If you crave to know more about the man behind the myth, there is no better reference than Walter Isaacson’s latest work. Having penned biographies on Albert Einstein and Benjamin Franklin, Isaacson sees Jobs as a fitting successor: “Each of them had an intuitive genius, a creative imagination, an ability to think differently, and the type of magical mind that it takes to be an innovator.” The book is based on intense interviews with Jobs, his family, friends and colleagues, getting under the fingernails of what it was to be and know Jobs.

According to Isaacson: “This book is about the rollercoaster life and searingly intense personality of a creative entrepreneur whose passion for perfection and ferocious drive revolutionised six industries: personal computers, animated movies, music, phones, tablet computing, and digital publishing.” In fact, he thinks of adding “a seventh: retail stores, which Jobs did not quite revolutionise, but he did reimagine. Plus, he opened the way for a new market for digital content based on apps rather than just websites.”

Isaacson’s book isn’t for uncritical fans – those looking for inspiration on how to live will come away disappointed. Through extensive interviews, Jobs was heavily involved in contributing to the book, but he wanted it to be independent. Before Jobs went to meet his maker – no doubt he is currently lambasting him or her on the flawed intelligence of his own design – he asked Isaacson if there was stuff in it that he wouldn’t like. Isaacson said “yes” and Jobs was content. He knew the components of a good story.

There is an error underpinning the way many people think about Jobs. Too many see him as the anti-business businessman. He certainly had a San Franciscan outlook, but he was first and foremost a supreme chief executive. His most cultish followers can’t accept that he was driven by the same instincts as other business people. They don’t know that business, like rock-and-roll, is all about giving the people what they want. Jobs’s genius, which he shares with his teenage obsession Bob Dylan, was in knowing what people wanted before they did. As Dylan forced electric guitar on his audience in 1965, Jobs pushed the people to accept the marriage of his technological vision, built upon his intense passion for aesthetics.

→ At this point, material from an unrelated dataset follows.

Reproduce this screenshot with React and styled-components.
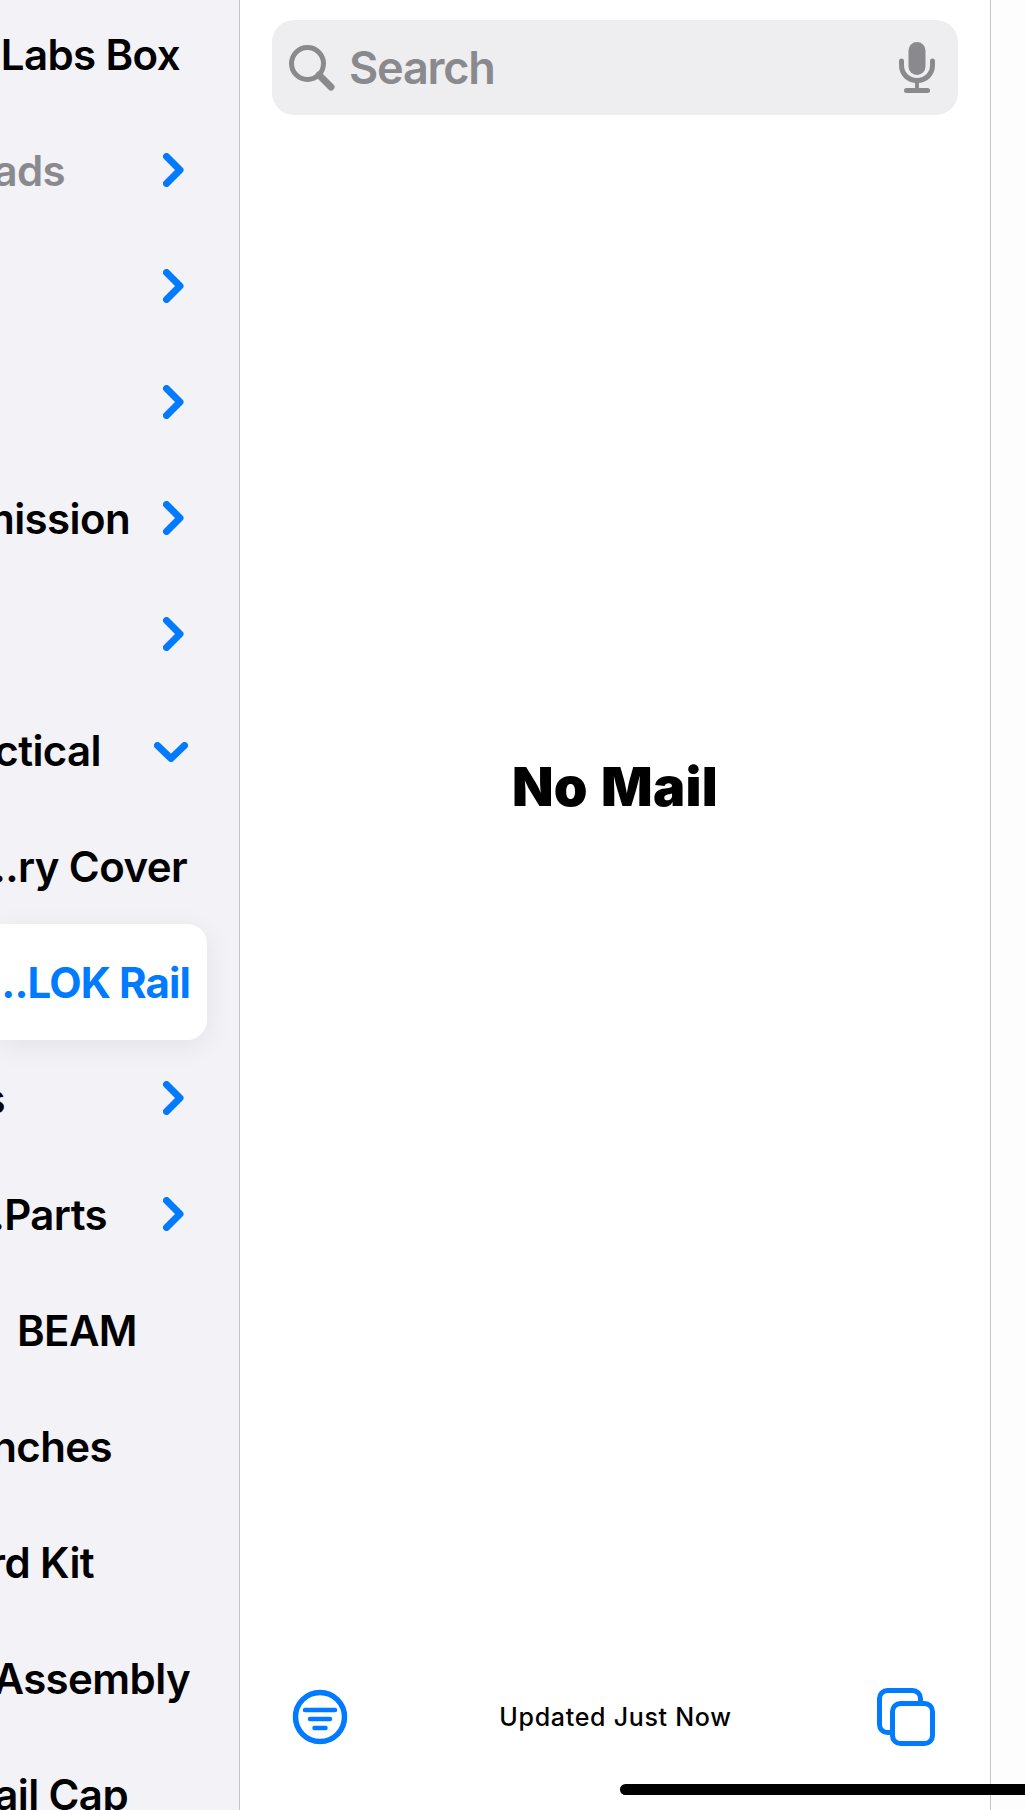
import React from 'react'
import styled, { createGlobalStyle } from 'styled-components'

const rows = [
  { text: 'Labs Box', end: 180 },
  { text: 'ads', end: 65, muted: true, chevron: 'right' },
  { text: '', end: 0, chevron: 'right' },
  { text: '', end: 0, chevron: 'right' },
  { text: 'mission', end: 130, chevron: 'right' },
  { text: '', end: 0, chevron: 'right' },
  { text: 'ctical', end: 101, chevron: 'down' },
  { text: '...ry Cover', end: 187 },
  { text: '...LOK Rail', end: 190, active: true },
  { text: 's', end: 5, chevron: 'right' },
  { text: '.Parts', end: 107, chevron: 'right' },
  { text: 'BEAM', end: 137 },
  { text: 'nches', end: 112 },
  { text: 'rd Kit', end: 94 },
  { text: 'Assembly', end: 190 },
  { text: 'ail Cap', end: 128 },
]

const Chevron = ({ direction }) =>
  direction === 'down' ? (
    <DownIcon viewBox="0 0 34 20" fill="none">
      <path d="M3.500 3.500L17 16.500 30.500 3.500" stroke="#007aff" strokeWidth="7" strokeLinecap="round" strokeLinejoin="round" />
    </DownIcon>
  ) : (
    <RightIcon viewBox="0 0 21 34" fill="none">
      <path d="M3.500 3.500L17 17 3.500 30.500" stroke="#007aff" strokeWidth="7" strokeLinecap="round" strokeLinejoin="round" />
    </RightIcon>
  )

export default function App() {
  return (
    <>
      <GlobalStyle />
      <Page>
        <Sidebar>
          {rows.map((row, i) => (
            <Row key={i} $active={row.active}>
              <Label $end={row.end} $muted={row.muted} $active={row.active}>
                <span>{row.text}</span>
              </Label>
              {row.chevron && <Chevron direction={row.chevron} />}
            </Row>
          ))}
        </Sidebar>

        <MailPane>
          <SearchBar>
            <svg width="46" height="46" viewBox="0 0 46 46" fill="none">
              <circle cx="18.5" cy="18.5" r="16" stroke="#8a8a8e" strokeWidth="5" />
              <path d="M30 30l12 12" stroke="#8a8a8e" strokeWidth="7" strokeLinecap="round" />
            </svg>
            <SearchText>Search</SearchText>
            <svg width="36" height="52" viewBox="0 0 36 52" fill="none">
              <rect x="9.5" y="0" width="17" height="33" rx="8.5" fill="#8a8a8e" />
              <path d="M2.5 19v4c0 9 6.5 15.5 15.5 15.5S33.5 32 33.5 23v-4" stroke="#8a8a8e" strokeWidth="5" strokeLinecap="round" />
              <path d="M18 38v10" stroke="#8a8a8e" strokeWidth="4" />
              <path d="M7.5 48.5h21" stroke="#8a8a8e" strokeWidth="5" strokeLinecap="round" />
            </svg>
          </SearchBar>

          <Empty>No Mail</Empty>

          <Toolbar>
            <svg width="56" height="56" viewBox="0 0 56 56" fill="none">
              <circle cx="28" cy="28" r="24.500" stroke="#007aff" strokeWidth="5.500" />
              <path d="M13 21h30M18 30h20M22.500 39h11" stroke="#007aff" strokeWidth="4.500" strokeLinecap="round" />
            </svg>
            <Status>Updated Just Now</Status>
            <svg width="58" height="58" viewBox="0 0 58 58" fill="none">
              <rect x="2.500" y="2.500" width="41" height="42" rx="8" stroke="#007aff" strokeWidth="5" />
              <rect x="15.500" y="15.500" width="40" height="40" rx="8" fill="#fff" stroke="#007aff" strokeWidth="5" />
            </svg>
          </Toolbar>
        </MailPane>

        <DetailPane />
        <HomeIndicator />
      </Page>
    </>
  )
}

const GlobalStyle = createGlobalStyle`
  html, body {
    margin: 0;
    padding: 0;
    background: #fff;
  }
  body {
    font-family: Inter, "Liberation Sans", sans-serif;
  }
`

const Page = styled.div`
  position: relative;
  display: flex;
  width: 1025px;
  height: 1810px;
  overflow: hidden;
`

const Sidebar = styled.nav`
  display: flex;
  flex-flow: column;
  flex: 0 0 240px;
  box-sizing: border-box;
  overflow: hidden;
  background: #f2f2f7;
  border-right: 1px solid #c6c6c8;
`

const Row = styled.div`
  display: flex;
  flex: 0 0 116px;
  align-items: center;
  justify-content: space-between;
  box-sizing: border-box;
  width: 207px;
  padding-right: 23px;

  &:first-child {
    margin-top: -4px;
  }

  ${props =>
    props.$active &&
    `
    background: #fff;
    border-radius: 0 20px 20px 0;
    box-shadow: 0 6px 30px rgba(0, 0, 0, 0.07);
  `}
`

const Label = styled.div`
  display: flex;
  flex: 0 0 ${props => props.$end}px;
  justify-content: flex-end;
  min-width: 0;
  white-space: nowrap;

  color: ${props => (props.$active ? '#007aff' : props.$muted ? '#8a8a8e' : '#000')};
  font-size: 42px;
  font-weight: ${props => (props.$active ? 680 : 570)};
  letter-spacing: ${props => (props.$active ? '-0.9px' : '-0.6px')};
`

const RightIcon = styled.svg`
  flex: none;
  width: 21px;
  height: 34px;
`

const DownIcon = styled.svg`
  flex: none;
  width: 34px;
  height: 20px;
  margin-top: 3px;
  margin-right: -4px;
`

const MailPane = styled.main`
  display: flex;
  flex-flow: column;
  flex: 0 0 751px;
  box-sizing: border-box;
  background: #fff;
  border-right: 1px solid #c6c6c8;
`

const SearchBar = styled.div`
  display: flex;
  align-items: center;
  flex: none;
  height: 95px;
  margin: 20px 32px 0;
  padding: 0 23px 0 17px;
  background: #eeeef0;
  border-radius: 22px;
`

const SearchText = styled.div`
  flex: 1;
  margin-left: 14px;

  color: #8a8a8e;
  font-size: 45px;
  font-weight: 600;
  letter-spacing: -1.2px;
`

const Empty = styled.div`
  display: flex;
  flex: 1;
  align-items: center;
  justify-content: center;
  padding-bottom: 230px;

  color: #000;
  font-size: 54px;
  font-weight: 900;
  letter-spacing: 0.3px;
  word-spacing: 2px;
`

const Toolbar = styled.div`
  display: flex;
  flex: none;
  align-items: center;
  justify-content: space-between;
  height: 58px;
  margin-bottom: 64px;
  padding: 0 55px 0 52px;
`

const Status = styled.div`
  margin-left: 6px;

  color: #000;
  font-size: 25px;
  font-weight: 550;
  letter-spacing: 0.7px;
`

const DetailPane = styled.aside`
  flex: 1;
  background: #fdfdfd;
`

const HomeIndicator = styled.div`
  position: absolute;
  left: 620px;
  top: 1784px;
  width: 520px;
  height: 11px;
  background: #000;
  border-radius: 6px;
`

Isaacson concludes: “The unified field theory that ties together Jobs’s personality and products begins with his most salient trait: his intensity. His silences could be as searing as his rants; he had taught himself to stare without blinking.” This intensity, according to Isaacson, “encouraged a binary view of the world.” For Jobs, things were deeply flawed until they were perfect. And here lies the irony. This man who was built up by many as the anti-Bill Gates was an unpleasant man to work for. In many companies Jobs would have faced rebellion or been sacked. Thankfully for Apple’s consumers and shareholders, his genius was protected.

Through his obsessive attention to detail, Jobs implemented his genius every single day. Yet he also made the right bold strategic decisions. Isaacson notes that while Microsoft allowed Windows to be “promiscuously licensed” the Macintosh operating system wasn’t. This led to Microsoft dominating the market and as any management book of the time would tell you – Bill Gates and Microsoft were declared the winners.

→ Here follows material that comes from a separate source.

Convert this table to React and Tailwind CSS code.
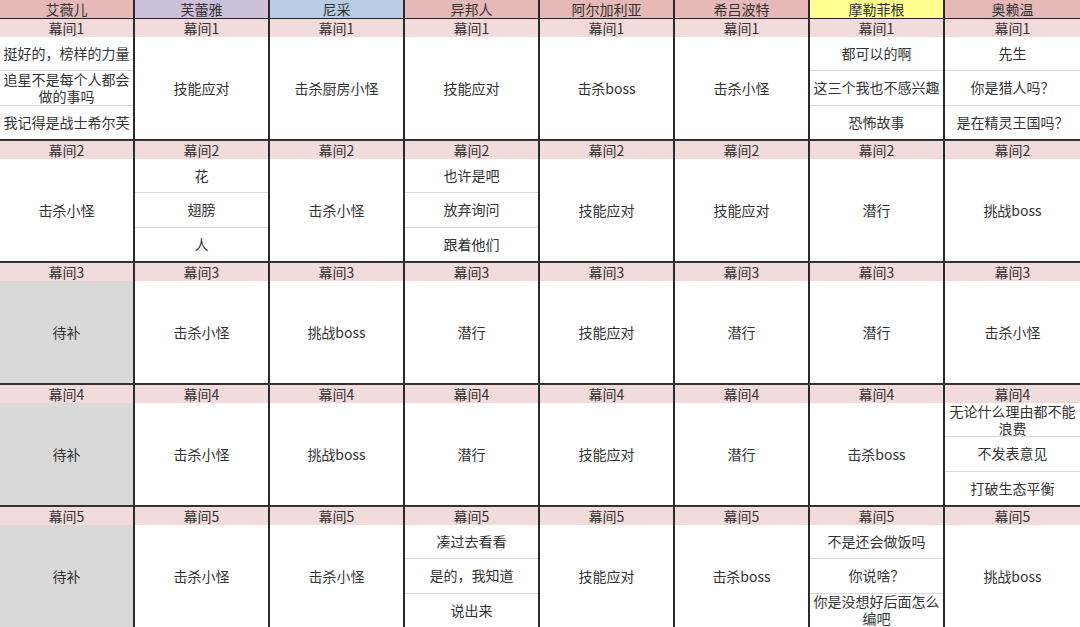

But Apple’s bottom line remained strong. It may have had only 7 per cent of the industry’s revenue in 2010, but it was taking 35 per cent of its operating profits. “More significantly,” explains Isaacson, “in the early 2000s Jobs’s insistence on end-to-end integration gave Apple an advantage in developing a digital hub strategy.”

By force of character, Jobs managed to ward off the computer industry’s relentless creative destruction. When he left for the last time, Apple was in its prime and Isaacson’s book is a detailed snapshot of the life of the genius who made it happen.

Steve Jobs: The Exclusive Biography by Walter Isaacson is published by Little, Brown: £25 hardback and £12.99 eBook.